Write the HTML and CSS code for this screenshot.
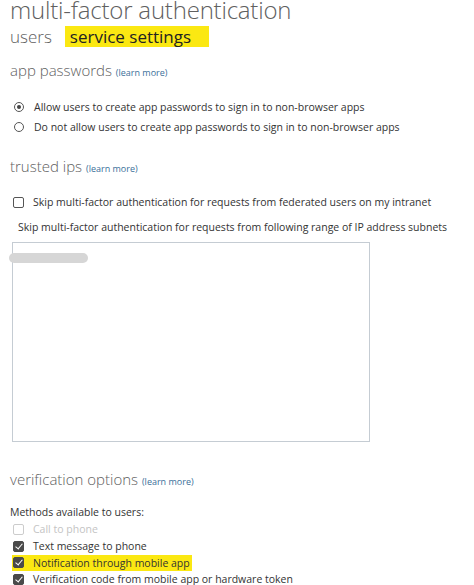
FILE: index.html
```html
<!DOCTYPE html>
<html lang="en">
<head>
    <meta charset="UTF-8">
    <title>multi-factor authentication</title>
    <link rel="stylesheet" href="styles.css">
</head>
<body>
    <div class="page">
        <h1 class="title">multi-factor authentication</h1>
        <div class="tabs">
            <span class="tab">users</span>
            <span class="tab active">service settings</span>
        </div>

        <section class="section first">
            <h2 class="section-title">app passwords <a class="learn" href="#">(learn more)</a></h2>
            <div class="options">
                <label class="option radio-row"><span class="radio checked"></span>Allow users to create app passwords to sign in to non-browser apps</label>
                <label class="option radio-row"><span class="radio"></span>Do not allow users to create app passwords to sign in to non-browser apps</label>
            </div>
        </section>

        <section class="section">
            <h2 class="section-title">trusted ips <a class="learn" href="#">(learn more)</a></h2>
            <label class="option fed"><span class="check"></span>Skip multi-factor authentication for requests from federated users on my intranet</label>
            <p class="subnets">Skip multi-factor authentication for requests from following range of IP address subnets</p>
            <div class="ip-box">
                <span class="redacted"></span>
            </div>
        </section>

        <section class="section verify">
            <h2 class="section-title">verification options <a class="learn" href="#">(learn more)</a></h2>
            <p class="methods">Methods available to users:</p>
            <div class="checks">
                <label class="option disabled"><span class="check"></span>Call to phone</label>
                <label class="option"><span class="check on"></span>Text message to phone</label>
                <label class="option mark"><span class="check on"></span>Notification through mobile app</label>
                <label class="option"><span class="check on"></span>Verification code from mobile app or hardware token</label>
            </div>
        </section>
    </div>
</body>
</html>
```

FILE: styles.css
```css
:root {
    --text-color: #333;
    --head-color: #606060;
    --link-color: #3a6f9a;
    --highlight: #fbe812;
    --box-border: #c5ccd3;
}

body {
    margin: 0;
    background: #fff;
    color: var(--text-color);
    font-family: "Open Sans", "Noto Sans", sans-serif;
    overflow: hidden;
}

.page {
    padding: 0 10px;
}

.title {
    margin: 0;
    font-size: 24px;
    font-weight: 300;
    line-height: 20px;
    color: var(--head-color);
    letter-spacing: -0.2px;
}

.tabs {
    display: flex;
    align-items: center;
    gap: 8px;
    margin-top: 6px;
    font-size: 17px;
    line-height: 21px;
}

.tab {
    color: var(--head-color);
    font-weight: 300;
    padding: 0 5px 0 0;
}

.tab.active {
    color: #222;
    font-weight: 400;
    background: var(--highlight);
    padding: 0 18px 0 5px;
}

.section {
    margin-top: 17px;
}

.section.first {
    margin-top: 11px;
}

.section.verify {
    margin-top: 25px;
}

.section-title {
    margin: 0;
    font-size: 15px;
    font-weight: 300;
    line-height: 24px;
    color: var(--head-color);
}

.learn {
    font-size: 9px;
    color: var(--link-color);
    text-decoration: none;
    font-weight: 400;
}

.options {
    margin-top: 12px;
}

.option {
    display: flex;
    align-items: center;
    font-size: 10.5px;
    line-height: 17px;
    color: var(--text-color);
}

.option.radio-row {
    line-height: 20px;
}

.radio {
    width: 10px;
    height: 10px;
    border: 1px solid #555;
    border-radius: 50%;
    margin: 0 10px 0 4px;
    box-sizing: border-box;
    position: relative;
}

.radio.checked::after {
    content: "";
    position: absolute;
    left: 2px;
    top: 2px;
    width: 4px;
    height: 4px;
    border-radius: 50%;
    background: #444;
}

.check {
    width: 11px;
    height: 11px;
    border: 1px solid #555;
    border-radius: 2px;
    margin: 0 9px 0 3px;
    box-sizing: border-box;
    position: relative;
    flex-shrink: 0;
}

.check.on {
    background: #4a4a4a;
    border-color: #4a4a4a;
}

.check.on::after {
    content: "";
    position: absolute;
    left: 3px;
    top: 0;
    width: 3px;
    height: 6px;
    border: solid #fff;
    border-width: 0 1.5px 1.5px 0;
    transform: rotate(40deg);
}

.fed {
    margin-top: 13px;
}

.subnets {
    margin: 8px 0 0 8px;
    font-size: 10.5px;
    line-height: 17px;
}

.ip-box {
    margin: 6px 0 0 2px;
    width: 358px;
    height: 200px;
    border: 1px solid var(--box-border);
    box-sizing: border-box;
    position: relative;
}

.redacted {
    position: absolute;
    left: -4px;
    top: 10px;
    width: 79px;
    height: 10px;
    border-radius: 5px;
    background: #d6d6d6;
}

.methods {
    margin: 10px 0 0;
    font-size: 10.5px;
    line-height: 17px;
}

.checks .option {
    line-height: 16.8px;
}

.option.disabled {
    color: #c4c4c4;
}

.option.disabled .check {
    border-color: #ccc;
}

.option.mark {
    background: var(--highlight);
    width: 180px;
    margin-left: 2px;
}

.option.mark .check {
    margin-left: 1px;
}
```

Exercise task: Write out every line above exactly as it is, leaving out the pictures.

Full response:
Write the HTML and CSS code for this screenshot.
FILE: index.html
```html
<!DOCTYPE html>
<html lang="en">
<head>
    <meta charset="UTF-8">
    <title>multi-factor authentication</title>
    <link rel="stylesheet" href="styles.css">
</head>
<body>
    <div class="page">
        <h1 class="title">multi-factor authentication</h1>
        <div class="tabs">
            <span class="tab">users</span>
            <span class="tab active">service settings</span>
        </div>

        <section class="section first">
            <h2 class="section-title">app passwords <a class="learn" href="#">(learn more)</a></h2>
            <div class="options">
                <label class="option radio-row"><span class="radio checked"></span>Allow users to create app passwords to sign in to non-browser apps</label>
                <label class="option radio-row"><span class="radio"></span>Do not allow users to create app passwords to sign in to non-browser apps</label>
            </div>
        </section>

        <section class="section">
            <h2 class="section-title">trusted ips <a class="learn" href="#">(learn more)</a></h2>
            <label class="option fed"><span class="check"></span>Skip multi-factor authentication for requests from federated users on my intranet</label>
            <p class="subnets">Skip multi-factor authentication for requests from following range of IP address subnets</p>
            <div class="ip-box">
                <span class="redacted"></span>
            </div>
        </section>

        <section class="section verify">
            <h2 class="section-title">verification options <a class="learn" href="#">(learn more)</a></h2>
            <p class="methods">Methods available to users:</p>
            <div class="checks">
                <label class="option disabled"><span class="check"></span>Call to phone</label>
                <label class="option"><span class="check on"></span>Text message to phone</label>
                <label class="option mark"><span class="check on"></span>Notification through mobile app</label>
                <label class="option"><span class="check on"></span>Verification code from mobile app or hardware token</label>
            </div>
        </section>
    </div>
</body>
</html>
```

FILE: styles.css
```css
:root {
    --text-color: #333;
    --head-color: #606060;
    --link-color: #3a6f9a;
    --highlight: #fbe812;
    --box-border: #c5ccd3;
}

body {
    margin: 0;
    background: #fff;
    color: var(--text-color);
    font-family: "Open Sans", "Noto Sans", sans-serif;
    overflow: hidden;
}

.page {
    padding: 0 10px;
}

.title {
    margin: 0;
    font-size: 24px;
    font-weight: 300;
    line-height: 20px;
    color: var(--head-color);
    letter-spacing: -0.2px;
}

.tabs {
    display: flex;
    align-items: center;
    gap: 8px;
    margin-top: 6px;
    font-size: 17px;
    line-height: 21px;
}

.tab {
    color: var(--head-color);
    font-weight: 300;
    padding: 0 5px 0 0;
}

.tab.active {
    color: #222;
    font-weight: 400;
    background: var(--highlight);
    padding: 0 18px 0 5px;
}

.section {
    margin-top: 17px;
}

.section.first {
    margin-top: 11px;
}

.section.verify {
    margin-top: 25px;
}

.section-title {
    margin: 0;
    font-size: 15px;
    font-weight: 300;
    line-height: 24px;
    color: var(--head-color);
}

.learn {
    font-size: 9px;
    color: var(--link-color);
    text-decoration: none;
    font-weight: 400;
}

.options {
    margin-top: 12px;
}

.option {
    display: flex;
    align-items: center;
    font-size: 10.5px;
    line-height: 17px;
    color: var(--text-color);
}

.option.radio-row {
    line-height: 20px;
}

.radio {
    width: 10px;
    height: 10px;
    border: 1px solid #555;
    border-radius: 50%;
    margin: 0 10px 0 4px;
    box-sizing: border-box;
    position: relative;
}

.radio.checked::after {
    content: "";
    position: absolute;
    left: 2px;
    top: 2px;
    width: 4px;
    height: 4px;
    border-radius: 50%;
    background: #444;
}

.check {
    width: 11px;
    height: 11px;
    border: 1px solid #555;
    border-radius: 2px;
    margin: 0 9px 0 3px;
    box-sizing: border-box;
    position: relative;
    flex-shrink: 0;
}

.check.on {
    background: #4a4a4a;
    border-color: #4a4a4a;
}

.check.on::after {
    content: "";
    position: absolute;
    left: 3px;
    top: 0;
    width: 3px;
    height: 6px;
    border: solid #fff;
    border-width: 0 1.5px 1.5px 0;
    transform: rotate(40deg);
}

.fed {
    margin-top: 13px;
}

.subnets {
    margin: 8px 0 0 8px;
    font-size: 10.5px;
    line-height: 17px;
}

.ip-box {
    margin: 6px 0 0 2px;
    width: 358px;
    height: 200px;
    border: 1px solid var(--box-border);
    box-sizing: border-box;
    position: relative;
}

.redacted {
    position: absolute;
    left: -4px;
    top: 10px;
    width: 79px;
    height: 10px;
    border-radius: 5px;
    background: #d6d6d6;
}

.methods {
    margin: 10px 0 0;
    font-size: 10.5px;
    line-height: 17px;
}

.checks .option {
    line-height: 16.8px;
}

.option.disabled {
    color: #c4c4c4;
}

.option.disabled .check {
    border-color: #ccc;
}

.option.mark {
    background: var(--highlight);
    width: 180px;
    margin-left: 2px;
}

.option.mark .check {
    margin-left: 1px;
}
```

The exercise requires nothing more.